Todos os posts na categoria Sânzio de Azevedo
Sobre o livro Rimas, de José Albano (Rio, Graphia, 1993). In: Colóquio-Letras, Lisboa, abril-setembro 1994.
***
RIMAS, DE JOSÉ ALBANO
Sânzio de Azevedo
Esta terceira edição das Rimas, de José Albano, à qual se acrescentaram perfis biográficos, estudos críticos e bibliográficos, com fixação do texto poético e variantes por Luciana Viégas e introdução de Bernardo de Mendonça, surge nos setenta anos da morte do poeta, ocorrida em França, no ano de 1923.
Tendo estudado na Inglaterra, na Áustria e em França, José d’Abreu Albano, nascido em Fortaleza, em 1882, apesar de haver, por duas vezes, residido em sua terra, passou a maior parte da vida entre o Rio de Janeiro e a Europa, numa angústia de eterno inadaptado. Versando vários idiomas, o português de sua predileção não era porém o de seu tempo (o do Pré-Modernismo), e sim a língua de Camões: “Sempre e sempre te eu veja meiga e pura/Naquela singeleza primitiva / Naquela verdadeira formosura / Que farei que no verso meu reviva.” É o que diz na “Ode à Língua Portuguesa”, editada num mesmo opúsculo com a “Caçam a Camoens” pelas Oficinas de Fidel Giró, Barcelona, em 1912. Foram três as obras publicadas na Espanha (as outras são “Redondilhas” e “Alegoria”), sempre com o título de Rimas de José Albano e a indicação em grego Emoi Kai Moúsais (para mim e para as Musas). É interessante lembrar que nesses opúsculos o poeta grafa cançam, coraçam, sam, etc., o que levou Péricles Eugênio da Silva Ramos, ao incluí-lo (a nosso ver indevidamente) na antologia Poesia Parnasiana (1967), a observar que “o poeta gostava de reforçar a impressão de classicismo português”. Devia pensar assim o poeta, mas o facto de haverem sido esses vocábulos actualizados na sua Antologia Poética, de 1918, mostra-nos que também o recurso serviu para contornar um problema tipográfico, mesmo porque, em 1912, o nome Camões vinha grafado à espanhola: Camoens.

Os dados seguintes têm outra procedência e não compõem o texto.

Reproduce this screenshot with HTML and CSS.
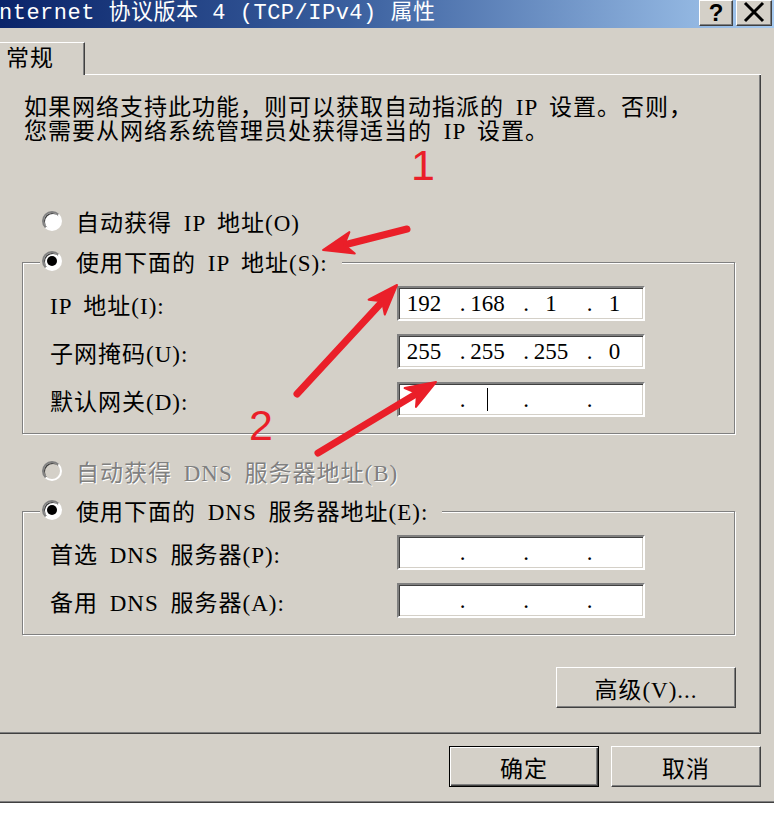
FILE: index.html
```html
<!DOCTYPE html>
<html lang="zh-CN">
<head>
<meta charset="utf-8">
<title>Internet 协议版本 4 (TCP/IPv4) 属性</title>
<link rel="stylesheet" href="styles.css">
</head>
<body>
<div class="window">
  <div class="titlebar">
    <div class="title">nternet 协议版本 4 (TCP/IPv4) 属性</div>
    <div class="tbbtns">
      <div class="tbbtn help">?</div>
      <div class="tbbtn close">
        <svg width="24" height="22" viewBox="0 0 24 22"><path d="M3 2 L21 20 M21 2 L3 20" stroke="#000" stroke-width="3" fill="none"/></svg>
      </div>
    </div>
  </div>
  <div class="tabs">
    <div class="tab">常规</div>
    <div class="tabfill"></div>
  </div>
  <div class="panel">
    <p class="intro">如果网络支持此功能，则可以获取自动指派的 IP 设置。否则，<br>您需要从网络系统管理员处获得适当的 IP 设置。</p>
    <div class="radio-row first"><span class="radio"></span><span>自动获得 IP 地址(O)</span></div>
    <div class="group g1">
      <div class="legend"><span class="radio checked"></span><span>使用下面的 IP 地址(S):</span></div>
      <div class="frow"><span class="lbl">IP 地址(I):</span>
        <div class="ipbox"><div class="ipf">
          <div class="seg"><span class="dot"></span><span class="val">192</span></div>
          <div class="seg"><span class="dot">.</span><span class="val">168</span></div>
          <div class="seg"><span class="dot">.</span><span class="val">1</span></div>
          <div class="seg"><span class="dot">.</span><span class="val">1</span></div>
        </div></div>
      </div>
      <div class="frow"><span class="lbl">子网掩码(U):</span>
        <div class="ipbox"><div class="ipf">
          <div class="seg"><span class="dot"></span><span class="val">255</span></div>
          <div class="seg"><span class="dot">.</span><span class="val">255</span></div>
          <div class="seg"><span class="dot">.</span><span class="val">255</span></div>
          <div class="seg"><span class="dot">.</span><span class="val">0</span></div>
        </div></div>
      </div>
      <div class="frow"><span class="lbl">默认网关(D):</span>
        <div class="ipbox"><div class="ipf">
          <div class="seg"><span class="dot"></span><span class="val"></span></div>
          <div class="seg"><span class="dot">.</span><span class="val"><span class="caret"></span></span></div>
          <div class="seg"><span class="dot">.</span><span class="val"></span></div>
          <div class="seg"><span class="dot">.</span><span class="val"></span></div>
        </div></div>
      </div>
    </div>
    <div class="radio-row disabled"><span class="radio off"></span><span>自动获得 DNS 服务器地址(B)</span></div>
    <div class="group g2">
      <div class="legend"><span class="radio checked"></span><span>使用下面的 DNS 服务器地址(E):</span></div>
      <div class="frow"><span class="lbl">首选 DNS 服务器(P):</span>
        <div class="ipbox"><div class="ipf">
          <div class="seg"><span class="dot"></span><span class="val"></span></div>
          <div class="seg"><span class="dot">.</span><span class="val"></span></div>
          <div class="seg"><span class="dot">.</span><span class="val"></span></div>
          <div class="seg"><span class="dot">.</span><span class="val"></span></div>
        </div></div>
      </div>
      <div class="frow"><span class="lbl">备用 DNS 服务器(A):</span>
        <div class="ipbox"><div class="ipf">
          <div class="seg"><span class="dot"></span><span class="val"></span></div>
          <div class="seg"><span class="dot">.</span><span class="val"></span></div>
          <div class="seg"><span class="dot">.</span><span class="val"></span></div>
          <div class="seg"><span class="dot">.</span><span class="val"></span></div>
        </div></div>
      </div>
    </div>
    <div class="adv-row"><button class="btn adv">高级(V)...</button></div>
  </div>
  <div class="footer">
    <button class="btn dlg default">确定</button>
    <button class="btn dlg">取消</button>
  </div>
</div>
<svg class="annot" width="774" height="822" viewBox="0 0 774 822">
  <g fill="#ea1f29" stroke="#ea1f29" stroke-linecap="round" stroke-linejoin="round">
    <line x1="407" y1="229" x2="346" y2="244.5" stroke-width="7"/>
    <polygon points="323,250 354.8,253.4 344.3,244.7 349.4,232.1" stroke-width="2"/>
    <line x1="297" y1="394" x2="382" y2="302" stroke-width="7"/>
    <polygon points="397,285 384.8,314.5 382.1,301.2 368.6,299.7" stroke-width="2"/>
    <line x1="318" y1="453" x2="416" y2="394" stroke-width="7"/>
    <polygon points="436,382 416,406.9 417.1,393.4 404.6,388.1" stroke-width="2"/>
  </g>
  <text class="num" x="411" y="180">1</text>
  <text class="num" x="249" y="440">2</text>
</svg>
</body>
</html>
```
FILE: styles.css
```css
html, body {
  margin: 0;
  padding: 0;
}
body {
  width: 774px;
  height: 822px;
  overflow: hidden;
  position: relative;
  background: #fff;
  color: #000;
  font-family: "Liberation Serif", "Noto Sans CJK SC", serif;
  font-size: 23px;
  letter-spacing: 1px;
  word-spacing: 5px;
}
.window {
  height: 802px;
  box-sizing: border-box;
  background: #d4d0c8;
  border-bottom: 1px solid #808080;
  box-shadow: 0 1px 0 #404040;
  display: flex;
  flex-direction: column;
}
.titlebar {
  height: 28px;
  flex: none;
  display: flex;
  align-items: flex-start;
  background: linear-gradient(to right, #0a246a 0%, #3a5f9e 45%, #a6caf0 100%);
}
.title {
  flex: 1;
  color: #fff;
  font-family: "Liberation Mono", "Noto Sans CJK SC", monospace;
  font-size: 22px;
  letter-spacing: 0.5px;
  word-spacing: 0;
  line-height: 28px;
  white-space: nowrap;
  margin-left: -1px;
}
.tbbtns {
  display: flex;
  gap: 3px;
  margin: 0 2px 0 0;
}
.tbbtn {
  width: 34px;
  height: 26px;
  box-sizing: border-box;
  background: #d4d0c8;
  border: 1px solid;
  border-color: #fff #404040 #404040 #fff;
  box-shadow: inset -1px -1px 0 #808080;
  display: flex;
  align-items: center;
  justify-content: center;
}
.tbbtn.close {
  width: 36px;
  align-items: flex-start;
}
.tbbtn.help {
  font-family: "Liberation Sans", sans-serif;
  font-weight: bold;
  font-size: 24px;
  line-height: 24px;
  letter-spacing: 0;
}
.tabs {
  width: 761px;
  height: 47px;
  flex: none;
  display: flex;
  align-items: flex-end;
}
.tab {
  width: 85px;
  height: 33px;
  box-sizing: border-box;
  border-top: 1px solid #fff;
  border-right: 1px solid #404040;
  box-shadow: inset -1px 0 0 #808080;
  padding-left: 6px;
  line-height: 32px;
}
.tabfill {
  flex: 1;
  border-bottom: 1px solid #fff;
}
.panel {
  width: 761px;
  height: 659px;
  flex: none;
  box-sizing: border-box;
  border-right: 1px solid #404040;
  border-bottom: 1px solid #404040;
  box-shadow: inset -1px -1px 0 #808080;
  padding-top: 21px;
}
.intro {
  margin: 0 0 0 24px;
  line-height: 24px;
  white-space: nowrap;
}
.radio-row {
  height: 24px;
  display: flex;
  align-items: center;
  gap: 14px;
  padding-left: 42px;
  margin-top: 25px;
}
.radio-row.first {
  margin-top: 65px;
}
.radio-row.disabled {
  color: #808080;
  text-shadow: 1px 1px 0 #fff;
}
.radio {
  width: 20px;
  height: 20px;
  flex: none;
  box-sizing: border-box;
  border-radius: 50%;
  border: 2px solid;
  border-color: #808080 #fff #fff #808080;
  background: #fff;
  box-shadow: inset 1px 1px 0 #404040;
  position: relative;
}
.radio.off {
  background: #d4d0c8;
}
.radio.checked::after {
  content: "";
  position: absolute;
  left: 3px;
  top: 3px;
  width: 10px;
  height: 10px;
  border-radius: 50%;
  background: #000;
}
.group {
  position: relative;
  margin-left: 22px;
  width: 713px;
  box-sizing: border-box;
  border: 1px solid #808080;
  box-shadow: inset 1px 1px 0 #fff, 1px 1px 0 #fff;
  padding: 23px 0 16px 27px;
  display: flex;
  flex-direction: column;
  gap: 13px;
}
.g1 {
  margin-top: 29px;
}
.g2 {
  margin-top: 28px;
}
.legend {
  position: absolute;
  top: -14px;
  left: 17px;
  height: 24px;
  padding: 0 14px 0 2px;
  background: #d4d0c8;
  display: flex;
  align-items: center;
  gap: 14px;
}
.frow {
  height: 35px;
  display: flex;
  align-items: center;
}
.lbl {
  width: 347px;
  flex: none;
  white-space: nowrap;
}
.ipbox {
  width: 248px;
  height: 35px;
  flex: none;
  box-sizing: border-box;
  background: #fff;
  border: 2px solid;
  border-color: #808080 #fff #fff #808080;
  box-shadow: inset 1px 1px 0 #404040, inset -1px -1px 0 #d4d0c8;
  display: flex;
  align-items: center;
  overflow: hidden;
}
.ipf {
  display: flex;
  margin-left: -3px;
  letter-spacing: 0;
  word-spacing: 0;
  line-height: 31px;
}
.seg {
  width: 63.5px;
  flex: none;
  display: flex;
}
.dot {
  width: 6px;
  text-align: center;
}
.val {
  width: 44px;
  text-align: center;
  display: flex;
  justify-content: center;
  align-items: center;
}
.caret {
  display: block;
  width: 1px;
  height: 23px;
  background: #000;
}
.adv-row {
  display: flex;
  justify-content: flex-end;
  margin: 32px 24px 0 0;
}
.btn {
  box-sizing: border-box;
  background: #d4d0c8;
  border: 1px solid;
  border-color: #fff #404040 #404040 #fff;
  box-shadow: inset -1px -1px 0 #808080;
  font: inherit;
  letter-spacing: inherit;
  word-spacing: inherit;
  color: #000;
  padding: 0;
  margin: 0;
}
.btn.adv {
  width: 180px;
  height: 41px;
}
.footer {
  display: flex;
  justify-content: flex-end;
  gap: 12px;
  padding: 12px 13px 0 0;
}
.btn.dlg {
  width: 150px;
  height: 41px;
}
.btn.default {
  border-color: #000;
  box-shadow: inset 1px 1px 0 #fff, inset -1px -1px 0 #404040, inset -2px -2px 0 #808080;
}
.annot {
  position: absolute;
  left: 0;
  top: 0;
  pointer-events: none;
}
.num {
  font-family: "Liberation Sans", sans-serif;
  font-size: 43px;
  fill: #ea1f29;
  letter-spacing: 0;
}
```
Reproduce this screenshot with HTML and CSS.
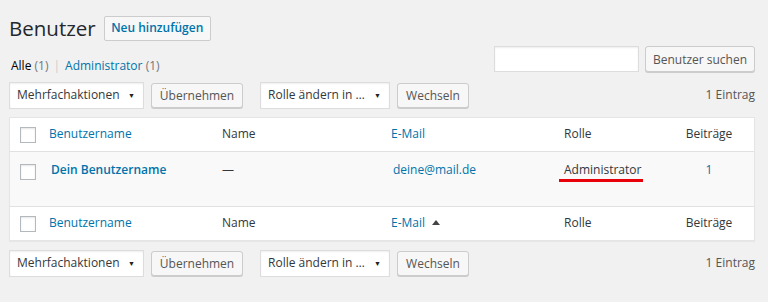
FILE: index.html
```html
<!DOCTYPE html>
<html lang="de">
<head>
  <meta charset="UTF-8">
  <meta name="viewport" content="width=device-width, initial-scale=1.0">
  <title>Benutzer</title>
  <link rel="stylesheet" href="styles.css">
</head>
<body>
  <div class="wrap">
    <!-- Titel -->
    <div class="title-row">
      <h1>Benutzer</h1>
      <a class="title-action" href="#">Neu hinzufügen</a>
    </div>

    <!-- Filter und Suche -->
    <div class="filter-row">
      <ul class="views">
        <li class="current">Alle <span class="count">(1)</span></li>
        <li class="sep">|</li>
        <li><a href="#">Administrator</a> <span class="count">(1)</span></li>
      </ul>
      <div class="search-box">
        <input type="text" class="search-input">
        <button class="button search-btn">Benutzer suchen</button>
      </div>
    </div>

    <div class="tablenav">
      <div class="actions">
        <div class="select wide">Mehrfachaktionen <span class="arrow">▼</span></div>
        <button class="button apply-btn">Übernehmen</button>
      </div>
      <div class="actions">
        <div class="select">Rolle ändern in … <span class="arrow">▼</span></div>
        <button class="button change-btn">Wechseln</button>
      </div>
      <div class="num-items">1 Eintrag</div>
    </div>

    <table class="users">
      <colgroup>
        <col class="col-cb">
        <col class="col-user">
        <col class="col-name">
        <col class="col-email">
        <col class="col-role">
        <col class="col-posts">
      </colgroup>
      <thead>
        <tr>
          <th class="cb"><span class="checkbox"></span></th>
          <th><a href="#">Benutzername</a></th>
          <th>Name</th>
          <th><a href="#">E-Mail</a></th>
          <th>Rolle</th>
          <th class="num">Beiträge</th>
        </tr>
      </thead>
      <tbody>
        <tr>
          <td class="cb"><span class="checkbox"></span></td>
          <td class="username"><a href="#">Dein Benutzername</a></td>
          <td>—</td>
          <td class="email"><a href="#">deine@mail.de</a></td>
          <td><span class="role">Administrator</span></td>
          <td class="num"><a href="#">1</a></td>
        </tr>
      </tbody>
      <tfoot>
        <tr>
          <th class="cb"><span class="checkbox"></span></th>
          <th><a href="#">Benutzername</a></th>
          <th>Name</th>
          <th><a href="#">E-Mail</a> <span class="sort-up"></span></th>
          <th>Rolle</th>
          <th class="num">Beiträge</th>
        </tr>
      </tfoot>
    </table>

    <div class="tablenav bottom">
      <div class="actions">
        <div class="select wide">Mehrfachaktionen <span class="arrow">▼</span></div>
        <button class="button apply-btn">Übernehmen</button>
      </div>
      <div class="actions">
        <div class="select">Rolle ändern in … <span class="arrow">▼</span></div>
        <button class="button change-btn">Wechseln</button>
      </div>
      <div class="num-items">1 Eintrag</div>
    </div>
  </div>
</body>
</html>
```

FILE: styles.css
```css
/* Grundlayout */
body {
  margin: 0;
  background-color: #f1f1f1;
  color: #32373c;
  font-family: 'Open Sans', 'Noto Sans', sans-serif;
  font-size: 12px;
  line-height: 1.4;
}

a {
  color: #0073aa;
  text-decoration: none;
}

.wrap {
  padding: 16px 13px 0 9px;
}

.title-row {
  display: flex;
  align-items: center;
  height: 25px;
}

.title-row h1 {
  margin: 0 8px 0 0;
  font-size: 20.5px;
  font-weight: 400;
  line-height: 25px;
  color: #23282d;
}

.title-action {
  display: inline-flex;
  align-items: center;
  justify-content: center;
  width: 107px;
  height: 25px;
  box-sizing: border-box;
  border: 1px solid #ccc;
  border-radius: 2px;
  background: #f7f7f7;
  font-weight: 600;
  white-space: nowrap;
}

.filter-row {
  display: flex;
  justify-content: space-between;
  height: 26px;
  margin-top: 5px;
}

.views {
  display: flex;
  gap: 5px;
  margin: 11px 0 0 2px;
  padding: 0;
  list-style: none;
  line-height: 18px;
}

.views .current {
  color: #000;
}

.views .count {
  color: #72777c;
}

.views .sep {
  color: #ccc;
}

.search-box {
  display: flex;
  gap: 6px;
}

.search-input {
  width: 145px;
  height: 26px;
  box-sizing: border-box;
  margin: 0;
  border: 1px solid #ddd;
  box-shadow: inset 0 1px 2px rgba(0, 0, 0, 0.07);
  background: #fff;
}

.button {
  height: 26px;
  box-sizing: border-box;
  padding: 0;
  margin: 0;
  border: 1px solid #ccc;
  border-radius: 3px;
  background: #f7f7f7;
  box-shadow: 0 1px 0 #ccc;
  color: #555;
  font-family: inherit;
  font-size: 12px;
  text-align: center;
  white-space: nowrap;
}

.search-btn {
  width: 110px;
}

/* Tabellennavigation */
.tablenav {
  display: flex;
  align-items: center;
  margin-top: 10px;
  height: 27px;
}

.tablenav.bottom {
  margin-top: 9px;
}

.actions {
  display: flex;
  align-items: center;
  gap: 7px;
  margin-right: 17px;
}

.select {
  display: flex;
  align-items: center;
  justify-content: space-between;
  width: 130px;
  height: 27px;
  box-sizing: border-box;
  padding: 0 8px 0 7px;
  border: 1px solid #ddd;
  background: #fff;
  box-shadow: inset 0 1px 2px rgba(0, 0, 0, 0.07);
  color: #32373c;
  white-space: nowrap;
}

.select.wide {
  width: 135px;
}

.select .arrow {
  font-size: 7px;
  color: #222;
}

.actions .button {
  height: 25px;
}

.apply-btn {
  width: 92px;
}

.change-btn {
  width: 72px;
}

.num-items {
  margin-left: auto;
  color: #555;
}

/* Tabelle */
.users {
  width: 100%;
  margin-top: 8px;
  border: 1px solid #e5e5e5;
  border-spacing: 0;
  table-layout: fixed;
  background: #fff;
  box-shadow: 0 1px 1px rgba(0, 0, 0, 0.04);
}

.col-cb { width: 29px; }
.col-user { width: 173px; }
.col-name { width: 169px; }
.col-email { width: 173px; }
.col-role { width: 110px; }
.col-posts { width: 90px; }

.users th,
.users td {
  padding: 0 10px;
  text-align: left;
  font-weight: 400;
  vertical-align: middle;
  color: #32373c;
}

.users thead th {
  height: 33px;
  border-bottom: 1px solid #e1e1e1;
}

.users tfoot th {
  height: 33px;
  border-top: 1px solid #e1e1e1;
}

.users tbody td {
  height: 54px;
  padding-top: 10px;
  box-sizing: border-box;
  vertical-align: top;
  background: #f9f9f9;
}

.users .cb {
  padding-left: 10px;
  padding-right: 0;
}

.users tbody .cb {
  padding-top: 12px;
}

.users .num {
  text-align: center;
  padding-left: 0;
  padding-right: 0;
}

.checkbox {
  display: block;
  width: 16px;
  height: 16px;
  box-sizing: border-box;
  border: 1px solid #b4b9be;
  background: #fff;
  box-shadow: inset 0 1px 2px rgba(0, 0, 0, 0.1);
}

.users .username {
  padding-left: 12px;
}

.users .username a {
  font-weight: 600;
}

.users .email {
  padding-left: 12px;
}

.role {
  position: relative;
}

/* rote Markierung unter der Rolle */
.role::after {
  content: '';
  position: absolute;
  left: -5px;
  right: -2px;
  bottom: -4px;
  height: 3px;
  background: #e8000b;
}

.sort-up {
  display: inline-block;
  margin-left: 4px;
  vertical-align: 2px;
  border-left: 4px solid transparent;
  border-right: 4px solid transparent;
  border-bottom: 5px solid #444;
}
```
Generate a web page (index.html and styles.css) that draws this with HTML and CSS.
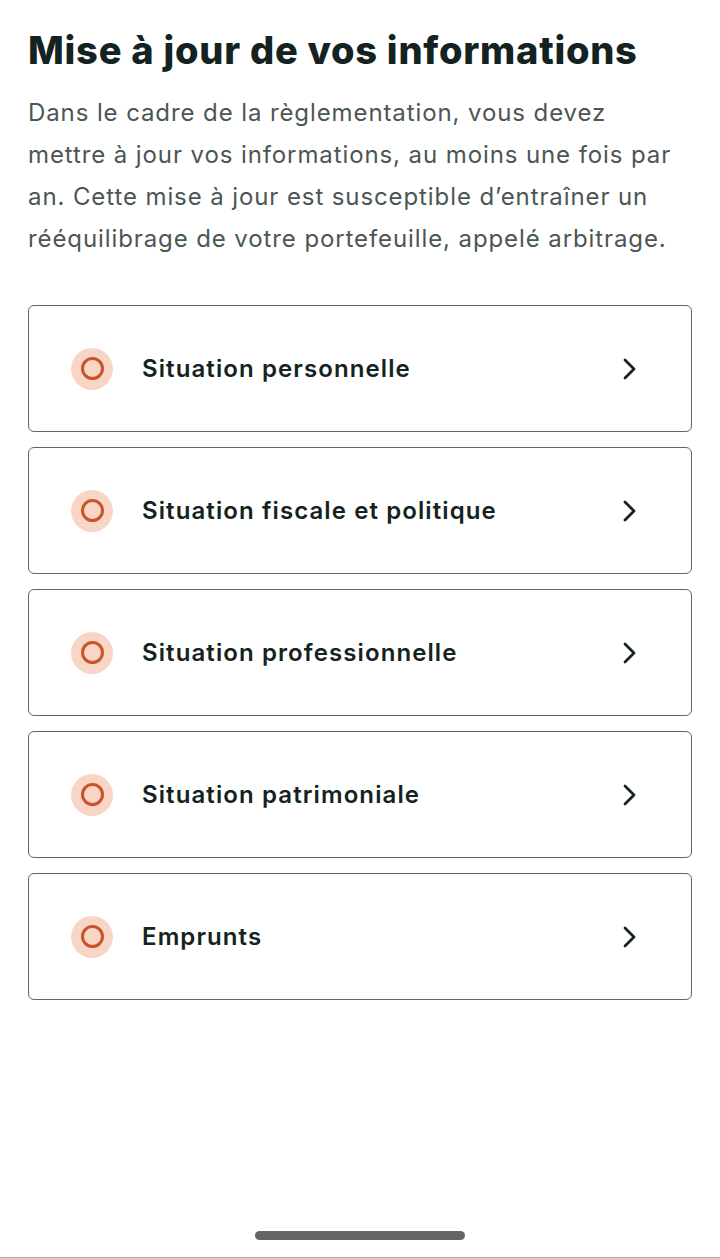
FILE: index.html
```html
<!DOCTYPE html>
<html lang="fr">
<head>
<meta charset="utf-8">
<link rel="stylesheet" href="styles.css">
</head>
<body>
<div class="page">
  <h1 class="title">Mise à jour de vos informations</h1>
  <p class="intro">Dans le cadre de la règlementation, vous devez mettre à jour vos informations, au moins une fois par an. Cette mise à jour est susceptible d’entraîner un rééquilibrage de votre portefeuille, appelé arbitrage.</p>
  <div class="list">
    <div class="card"><span class="status"><span class="ring"></span></span><span class="label">Situation personnelle</span><svg class="chev" viewBox="0 0 16 24" width="16" height="24"><path d="M4 3l9 9-9 9" fill="none" stroke="#142322" stroke-width="2.8" stroke-linecap="round" stroke-linejoin="round"/></svg></div>
    <div class="card"><span class="status"><span class="ring"></span></span><span class="label">Situation fiscale et politique</span><svg class="chev" viewBox="0 0 16 24" width="16" height="24"><path d="M4 3l9 9-9 9" fill="none" stroke="#142322" stroke-width="2.8" stroke-linecap="round" stroke-linejoin="round"/></svg></div>
    <div class="card"><span class="status"><span class="ring"></span></span><span class="label">Situation professionnelle</span><svg class="chev" viewBox="0 0 16 24" width="16" height="24"><path d="M4 3l9 9-9 9" fill="none" stroke="#142322" stroke-width="2.8" stroke-linecap="round" stroke-linejoin="round"/></svg></div>
    <div class="card"><span class="status"><span class="ring"></span></span><span class="label">Situation patrimoniale</span><svg class="chev" viewBox="0 0 16 24" width="16" height="24"><path d="M4 3l9 9-9 9" fill="none" stroke="#142322" stroke-width="2.8" stroke-linecap="round" stroke-linejoin="round"/></svg></div>
    <div class="card"><span class="status"><span class="ring"></span></span><span class="label">Emprunts</span><svg class="chev" viewBox="0 0 16 24" width="16" height="24"><path d="M4 3l9 9-9 9" fill="none" stroke="#142322" stroke-width="2.8" stroke-linecap="round" stroke-linejoin="round"/></svg></div>
  </div>
</div>
<div class="home"><span class="bar"></span></div>
</body>
</html>
```
FILE: styles.css
```css
html, body { margin: 0; padding: 0; background: #fff; }
body { width: 720px; height: 1258px; position: relative; overflow: hidden; font-family: Inter, "Noto Sans", sans-serif; border-bottom: 1px solid #aaa; box-sizing: border-box; }
.page { padding: 28px 28px 0 28px; }
.title { margin: 0; font-size: 38px; font-weight: 800; color: #142322; letter-spacing: 0.75px; line-height: 44px; white-space: nowrap; }
.intro { margin: 20px 0 0 0; font-size: 24px; line-height: 42px; color: #4b5655; font-weight: 400; letter-spacing: 0.9px; width: 650px; }
.list { margin-top: 45px; display: flex; flex-direction: column; gap: 15px; }
.card { height: 127px; box-sizing: border-box; border: 1px solid #5f6867; border-radius: 6px; display: flex; align-items: center; padding: 0 54px 0 42px; }
.status { width: 42px; height: 42px; border-radius: 50%; background: #f8d5c4; display: flex; align-items: center; justify-content: center; flex: none; }
.ring { width: 17px; height: 17px; border: 3px solid #c8552a; border-radius: 50%; }
.label { flex: 1; margin-left: 29px; font-size: 24px; font-weight: 600; color: #142322; letter-spacing: 1.1px; }
.chev { flex: none; }
.home { position: absolute; left: 0; right: 0; bottom: 17px; display: flex; justify-content: center; }
.bar { width: 210px; height: 9px; border-radius: 5px; background: #666; }
```
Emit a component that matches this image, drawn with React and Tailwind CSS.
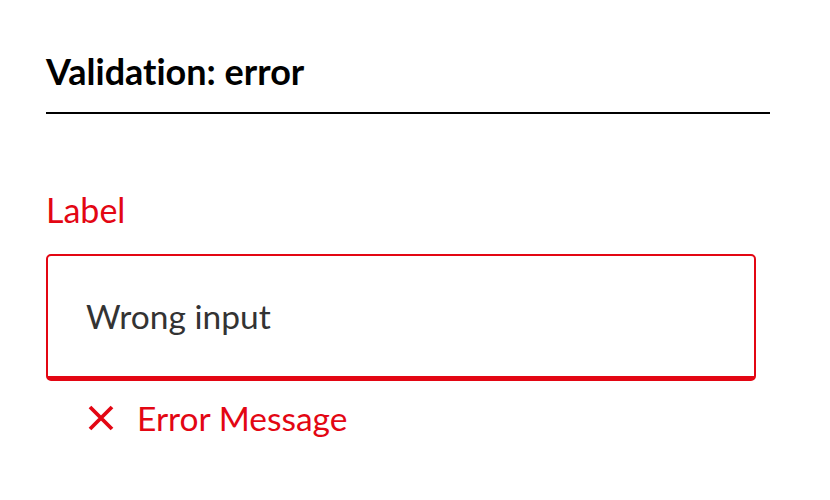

Se consideramos indevida a inclusão de José Albano entre os parnasianos (mais precisamente neoparnasianos), igualmente discordamos de seu enquadramento no Simbolismo. Na Apresentação da Poesia Brasileira (1957), Manuel Bandeira (que fora o redescobridor do poeta, reunindo-lhes as Rimas em 1948) o considerara “inteiramente fora dos quadros da poesia brasileira”. Entretanto, na Antologia dos Poetas Brasileiros da Fase Simbolista (1965), ele incluiu o poeta cearense. A nós nos parece que nem o gosto pelo classicismo lusitano basta para lhe conferir características parnasianas (como pensava Péricles Eugênio) nem a espiritualidade de sua inspiração permite seja ele considerado um simbolista (como pensava Bandeira). Figura naturalmente original e excêntrica, e com uns traços de genialidade vizinha da loucura (que iria nublar-lhe o fim da existência), José Albano tinha aversão ao seu tempo e se refugiava num classicismo que a muitos parecerá procurado, mas que constituía o mundo mesmo do poeta, cujos sonetos seguiam rigorosamente o esquema camoniano, e cuja obra contém ainda o vilancete, a trova, a esparsa, a endecha, o oviolejo, etc. Numa de suas “Cantigas”, confessa: “Já quis tentar formas novas, / Foi mais ou menos em vão. / Hoje nestas velhas trovas / Falará meu coração.”
Esta 3a edição das Rimas traz, além do prefácio e de uma crônica de Manuel Bandeira, páginas de João Ribeiro, Luís Aníbal Falcão, Tristão da Cunha, Théo Filho, José Sombra, Agrippino Grieco, Antônio Sales (um prefácio não utilizado para as Rimas), Tristão de Athayde e Braga Montenegro, o que dá ao leitor de hoje uma idéia não só de como o poeta era visto por seus contemporâneos como também do apreço que demostram pela sua obra os críticos que dela trataram.
Quando da explosão do Modernismo no Brasil, disse alguém ser preferível um mau poema modernista a um bom poema passadista. Hoje é interessante confrontar esta afirmação com esta outra, de Manuel Bandeira, a quem ninguém poderá negar o título de vanguardista: “José de Abreu Albano foi um altíssimo poeta”. Razão por que consideramos extremamente oportuna esta reedição das Rimas, cuja grandeza está acima dos problemas de gosto e de tempo.